1 point by akkartik 4060 days ago | link

Super useful, thanks. Yes, you correctly picked the code I was referring to :)

That issue with backslashes you're referring to, I've heard it called leaning toothpick syndrome.


2 points by rocketnia 4060 days ago | link

"Yes, you correctly picked the code I was referring to :) "

Which of my guesses was correct? :-p


"That issue with backslashes you're referring to, I've heard it called leaning toothpick syndrome."

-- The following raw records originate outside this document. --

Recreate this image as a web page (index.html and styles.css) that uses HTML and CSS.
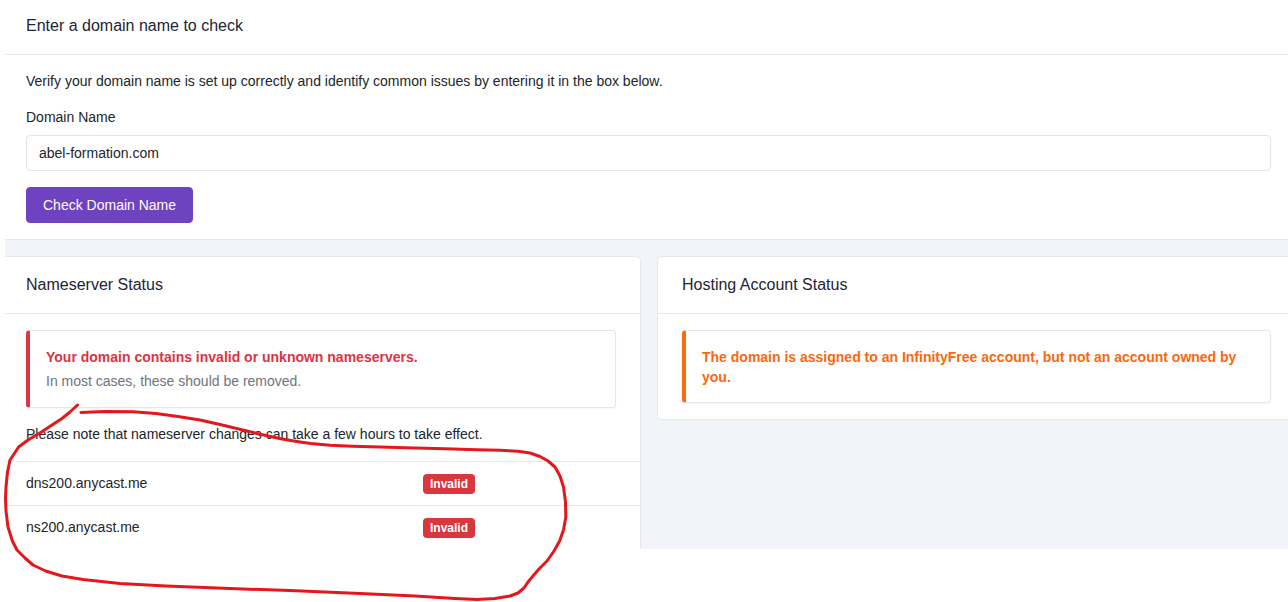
FILE: index.html
```html
<!DOCTYPE html>
<html lang="en">
<head>
<meta charset="utf-8">
<title>Domain Checker</title>
<link rel="stylesheet" href="styles.css">
</head>
<body>
<div class="page">
  <section class="card card-top">
    <div class="card-header card-header-top">Enter a domain name to check</div>
    <div class="card-body card-body-top">
      <p class="intro">Verify your domain name is set up correctly and identify common issues by entering it in the box below.</p>
      <label class="label" for="domain">Domain Name</label>
      <input class="input" id="domain" type="text" value="abel-formation.com">
      <button class="btn" type="button">Check Domain Name</button>
    </div>
  </section>

  <div class="row">
    <section class="card card-left">
      <div class="card-header">Nameserver Status</div>
      <div class="card-body">
        <div class="alert alert-danger">
          <div class="alert-title">Your domain contains invalid or unknown nameservers.</div>
          <div class="alert-text">In most cases, these should be removed.</div>
        </div>
        <p class="note">Please note that nameserver changes can take a few hours to take effect.</p>
      </div>
      <ul class="list">
        <li class="list-item"><span>dns200.anycast.me</span><span class="badge">Invalid</span></li>
        <li class="list-item"><span>ns200.anycast.me</span><span class="badge">Invalid</span></li>
      </ul>
    </section>

    <section class="card card-right">
      <div class="card-header">Hosting Account Status</div>
      <div class="card-body">
        <div class="alert alert-warning">
          <div class="alert-title">The domain is assigned to an InfinityFree account, but not an account owned by you.</div>
        </div>
      </div>
    </section>
  </div>
</div>

<svg class="scribble" viewBox="0 0 1288 602" width="1288" height="602" aria-hidden="true">
  <polyline fill="none" stroke="#e4181c" stroke-width="3" stroke-linejoin="round" stroke-linecap="round"
    points="81,412.5 105,411.5 133,411.8 156,413.5 178,416.5 200,420 220,424.5 249,431.5 266,435.5 282,439 300,442 311,443.6 330,445.3 352,446.3 380,447 415,448 445,448.8 477,449.7 500,450.3 518,451.3 530,453 540,456.5 548,461 555,467 560,476 563.5,487 565.5,502 565.8,517 563.5,530 559.6,541 554,551 547,561 539,569 533,576 528,582 524,588 518,593 510,596 495,598.5 477,599.5 455,598.5 415,596 360,593.5 290,590.6 230,588.5 166,586 120,583.5 83,579.5 62,576 45.6,571 33,565 25,558 17,550 12.4,541 8,527 6,511 5.5,498 6,487 7.5,472 10,460 18.6,447 28,440 41.5,432 52,425 62,418.5 70,412 77.5,405"/>
</svg>
</body>
</html>
```

FILE: styles.css
```css
html, body {
  margin: 0;
  padding: 0;
  background: #ffffff;
  overflow: hidden;
}

body {
  position: relative;
  width: 1288px;
  height: 602px;
  font-family: "Liberation Sans", Arial, Helvetica, sans-serif;
  font-size: 14px;
  line-height: 21px;
  color: #212529;
}

.page {
  margin-left: 1px;
  width: 1295px;
  background: #f1f4f8;
  clip-path: inset(0 0 0 4px);
}

.card {
  background: #ffffff;
  border: 1px solid #e5e8ec;
  border-radius: 5px;
  box-sizing: border-box;
}

.card-top {
  border-top: 0;
  border-radius: 0 0 5px 5px;
  margin-bottom: 16px;
}

.card-header {
  padding: 16px 24px;
  font-size: 16px;
  line-height: 24px;
  color: #1c2533;
  border-bottom: 1px solid #e5e8ec;
}

.card-header-top {
  padding-top: 14px;
}

.card-body {
  padding: 16px 24px;
}

.card-body-top {
  display: flex;
  flex-direction: column;
  align-items: flex-start;
}

.intro {
  margin: 0 0 15px;
}

.label {
  display: block;
  margin-bottom: 7px;
}

.input {
  display: block;
  width: 100%;
  height: 36px;
  box-sizing: border-box;
  padding: 0 12px;
  border: 1px solid #e1e4e8;
  border-radius: 4px;
  font-family: inherit;
  font-size: 14px;
  color: #212529;
  background: #ffffff;
  outline: none;
}

.btn {
  margin-top: 16px;
  height: 36px;
  box-sizing: border-box;
  padding: 0 16px;
  border: 1px solid #6f42c1;
  border-radius: 4px;
  background: #6f42c1;
  color: #ffffff;
  font-family: inherit;
  font-size: 14px;
  line-height: 21px;
}

.row {
  display: grid;
  grid-template-columns: 640px 1fr;
  column-gap: 16px;
  align-items: start;
}

.card-left {
  border-bottom: 0;
  border-radius: 5px 5px 0 0;
}

.alert {
  border: 1px solid #e3e6ea;
  border-radius: 4px;
  padding: 16px 16px 15px;
  box-shadow: 0 1px 2px rgba(0, 0, 0, 0.04);
}

.alert-danger {
  border-left: 4px solid #dc3545;
}

.alert-warning {
  border-left: 4px solid #fd6a0b;
}

.alert-title {
  font-weight: 700;
  line-height: 20px;
}

.alert-danger .alert-title {
  color: #d9343f;
}

.alert-warning .alert-title {
  color: #f7690f;
}

.alert-text {
  margin-top: 4px;
  color: #6c757d;
}

.note {
  margin: 16px 0 0;
}

.list {
  list-style: none;
  margin: 0;
  padding: 0;
}

.list-item {
  display: grid;
  grid-template-columns: 397px auto;
  justify-items: start;
  align-items: center;
  padding: 11px 24px;
  border-top: 1px solid #e5e8ec;
}

.badge {
  display: inline-block;
  padding: 4px 7px;
  font-size: 12px;
  line-height: 12px;
  font-weight: 700;
  color: #ffffff;
  background: #d9363e;
  border-radius: 4px;
}

.scribble {
  position: absolute;
  left: 0;
  top: 0;
  pointer-events: none;
}
```
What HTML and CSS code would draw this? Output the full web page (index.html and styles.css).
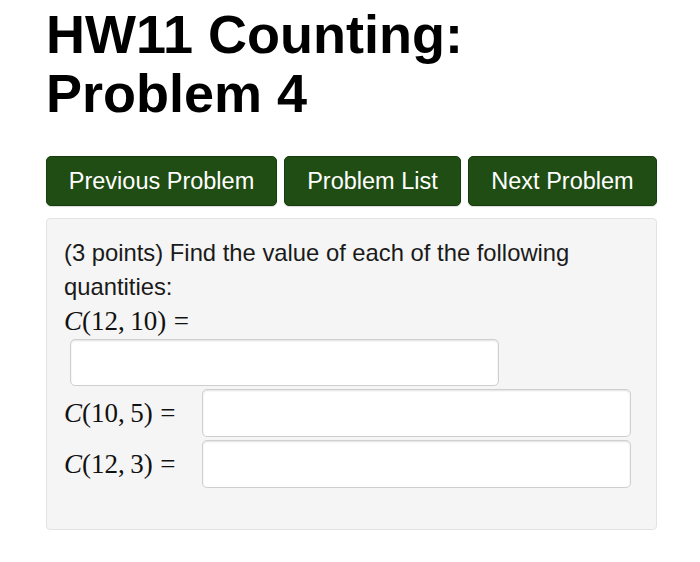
FILE: index.html
```html
<!DOCTYPE html>
<html>
<head>
<meta charset="utf-8">
<link rel="stylesheet" href="styles.css">
</head>
<body>
<main class="page">
  <h1 class="title">HW11 Counting:<br>Problem 4</h1>
  <nav class="nav">
    <button class="btn">Previous Problem</button>
    <button class="btn">Problem List</button>
    <button class="btn">Next Problem</button>
  </nav>
  <section class="panel">
    <p class="prompt">(3 points) Find the value of each of the following quantities:</p>
    <div class="math-line"><span class="math"><i>C</i>(12,&#8201;10)<span class="eq">=</span></span></div>
    <div class="first-input"><input class="answer" type="text"></div>
    <div class="rows">
      <span class="math"><i>C</i>(10,&#8201;5)<span class="eq">=</span></span>
      <input class="answer" type="text">
      <span class="math"><i>C</i>(12,&#8201;3)<span class="eq">=</span></span>
      <input class="answer" type="text">
    </div>
  </section>
</main>
</body>
</html>
```
FILE: styles.css
```css
html, body {
  margin: 0;
  padding: 0;
  background: #ffffff;
}
.page {
  padding: 5px 43px 0 46px;
  font-family: "Liberation Sans", Arial, sans-serif;
}
.title {
  margin: 0;
  font-size: 54px;
  line-height: 59px;
  font-weight: bold;
  color: #000;
}
.nav {
  display: flex;
  gap: 7px;
  margin-top: 33px;
}
.btn {
  height: 50px;
  padding: 0;
  font-family: "Liberation Sans", Arial, sans-serif;
  font-size: 23.5px;
  color: #ffffff;
  background: #1f4d13;
  border: 1px solid #173c0e;
  border-radius: 5px;
  box-shadow: 0 1px 1px rgba(0,0,0,0.15);
}
.btn:first-child { flex: 0 0 231px; }
.btn:nth-child(2) { flex: 0 0 177px; }
.btn:nth-child(3) { flex: 0 0 189px; }
.panel {
  margin-top: 12px;
  width: 611px;
  box-sizing: border-box;
  background: #f5f5f5;
  border: 1px solid #e3e3e3;
  border-radius: 4px;
  padding: 17px 17px 41px 17px;
  color: #1a1a1a;
  font-size: 23.8px;
  line-height: 34px;
}
.prompt {
  margin: 0;
}
.math {
  font-family: "Liberation Serif", "Times New Roman", serif;
  font-size: 27px;
  color: #111;
  white-space: nowrap;
}
.math i {
  font-style: italic;
}
.eq {
  margin-left: 0.28em;
}
.math-line {
  height: 34px;
  line-height: 34px;
}
.first-input {
  margin-top: 1px;
  padding-left: 6px;
}
.answer {
  display: block;
  width: 429px;
  height: 47px;
  box-sizing: border-box;
  margin: 0;
  background: #ffffff;
  border: 1px solid #cfcfcf;
  border-radius: 5px;
  box-shadow: inset 0 1px 2px rgba(0,0,0,0.12);
}
.rows {
  display: grid;
  grid-template-columns: 138px 429px;
  row-gap: 3px;
  align-items: center;
  margin-top: 3px;
}
.rows .answer {
  height: 48px;
}
```
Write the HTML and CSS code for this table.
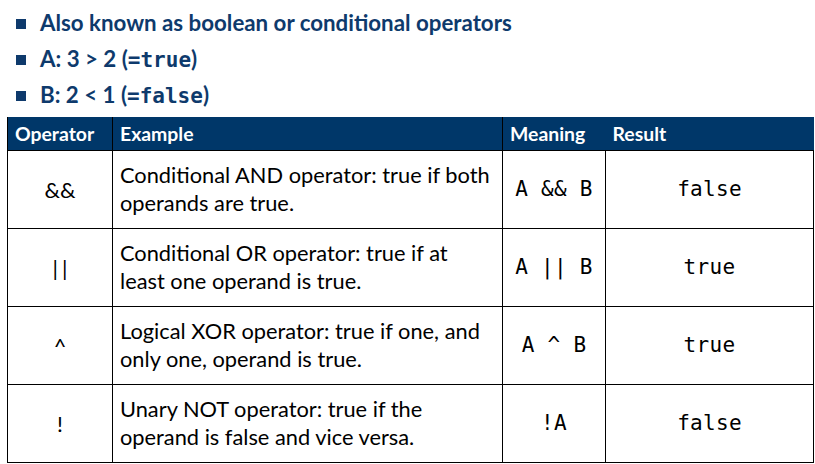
FILE: index.html
```html
<!DOCTYPE html>
<html>
<head>
<meta charset="utf-8">
<link rel="stylesheet" href="styles.css">
</head>
<body>
<ul class="bullets">
  <li>Also known as boolean or conditional operators</li>
  <li>A: 3 &gt; 2 (<span class="mono">=true</span>)</li>
  <li>B: 2 &lt; 1 (<span class="mono">=false</span>)</li>
</ul>
<table class="ops">
  <colgroup>
    <col class="c-op"><col class="c-ex"><col class="c-me"><col class="c-re">
  </colgroup>
  <thead>
    <tr><th>Operator</th><th>Example</th><th>Meaning</th><th class="nb">Result</th></tr>
  </thead>
  <tbody>
    <tr><td class="op">&amp;&amp;</td><td class="ex">Conditional AND operator: true if both<br>operands are true.</td><td class="me">A &amp;&amp; B</td><td class="re">false</td></tr>
    <tr><td class="op pipes">||</td><td class="ex">Conditional OR operator: true if at<br>least one operand is true.</td><td class="me">A || B</td><td class="re">true</td></tr>
    <tr><td class="op">^</td><td class="ex">Logical XOR operator: true if one, and<br>only one, operand is true.</td><td class="me">A ^ B</td><td class="re">true</td></tr>
    <tr><td class="op">!</td><td class="ex">Unary NOT operator: true if the<br>operand is false and vice versa.</td><td class="me">!A</td><td class="re">false</td></tr>
  </tbody>
</table>
</body>
</html>
```
FILE: styles.css
```css
html, body { margin: 0; padding: 0; background: #fff; }
body { font-family: Lato, "Open Sans", sans-serif; width: 815px; height: 464px; overflow: hidden; }

.bullets {
  list-style: none;
  margin: 0;
  padding: 5px 0 0 40px;
  color: #0e3a6c;
  font-weight: 700;
  font-size: 22.3px;
}
.bullets li {
  position: relative;
  height: 36px;
  line-height: 36px;
}
.bullets li::before {
  content: "";
  position: absolute;
  left: -24px;
  top: 14px;
  width: 10px;
  height: 10px;
  background: #0e3a6c;
}
.mono { font-family: "DejaVu Sans Mono", monospace; font-weight: 700; font-size: 21px; }

.ops {
  margin: 4px 0 0 7px;
  width: 806px;
  border-collapse: collapse;
  table-layout: fixed;
}
.c-op { width: 105px; }
.c-ex { width: 390px; }
.c-me { width: 103px; }
.c-re { width: 208px; }

.ops th {
  background: #003769;
  color: #fff;
  font-weight: 700;
  font-size: 19.4px;
  text-align: left;
  height: 33px;
  padding: 0 0 0 7px;
  border-left: 1px solid #000;
  box-sizing: border-box;
}
.ops th.nb { border-left: none; }
.ops td {
  border: 1px solid #000;
  height: 78px;
  box-sizing: border-box;
  font-size: 21.8px;
  color: #000;
  vertical-align: middle;
}
.ops td.op { text-align: center; }
.ops td.pipes { letter-spacing: 4px; text-indent: 4px; }
.ops td.ex { padding: 0 4px 0 7px; line-height: 28px; white-space: nowrap; }
.ops td.me, .ops td.re { text-align: center; font-family: "DejaVu Sans Mono", monospace; font-size: 21px; letter-spacing: 0.3px; }
```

Nice, I hadn't heard of that!

It might be worth pointing out that the LTS appearing in my examples is more pronounced than it needs to be. The usual escape sequence \\ for backslashes creates ridiculous results like \\\\\\\". If we use \- to escape \ we get the more reasonable \--" instead, and then we can see the nonuniform nesting problem without that other distraction:

  > eval( "eval( \"1 + 2\" )" )
  > eval( "eval( \"eval( \-"eval( \--"1 + 2\--" )\-" )\" )" )
Here's another time I talked about this:


2 points by dido 4061 days ago | link

I ran into a similar issue with regex syntax when attempting to incorporate it into Arcueid's reader. There seems to be no easy way to parse a regular expression using Perl-like /.../ syntax, not if you also want symbols that use /'s for other things, e.g. the division function. Arcueid thus uses for now, r/.../ for regular expressions, and that syntax could be more easily distinguished from other legitimate uses of symbols with a minimum of fuss.


1 point by akkartik 4061 days ago | link

Wart's tokenizer already knows about backslashes inside strings, so "\"" becomes one token. It seems plausible to try tokenizing in a backslash-aware way everywhere and not just inside strings. Other than that you would have to treat slashes as a delimiter like double-quotes.

It might be an ugly design, but I think it would work, and it would be worth trying out.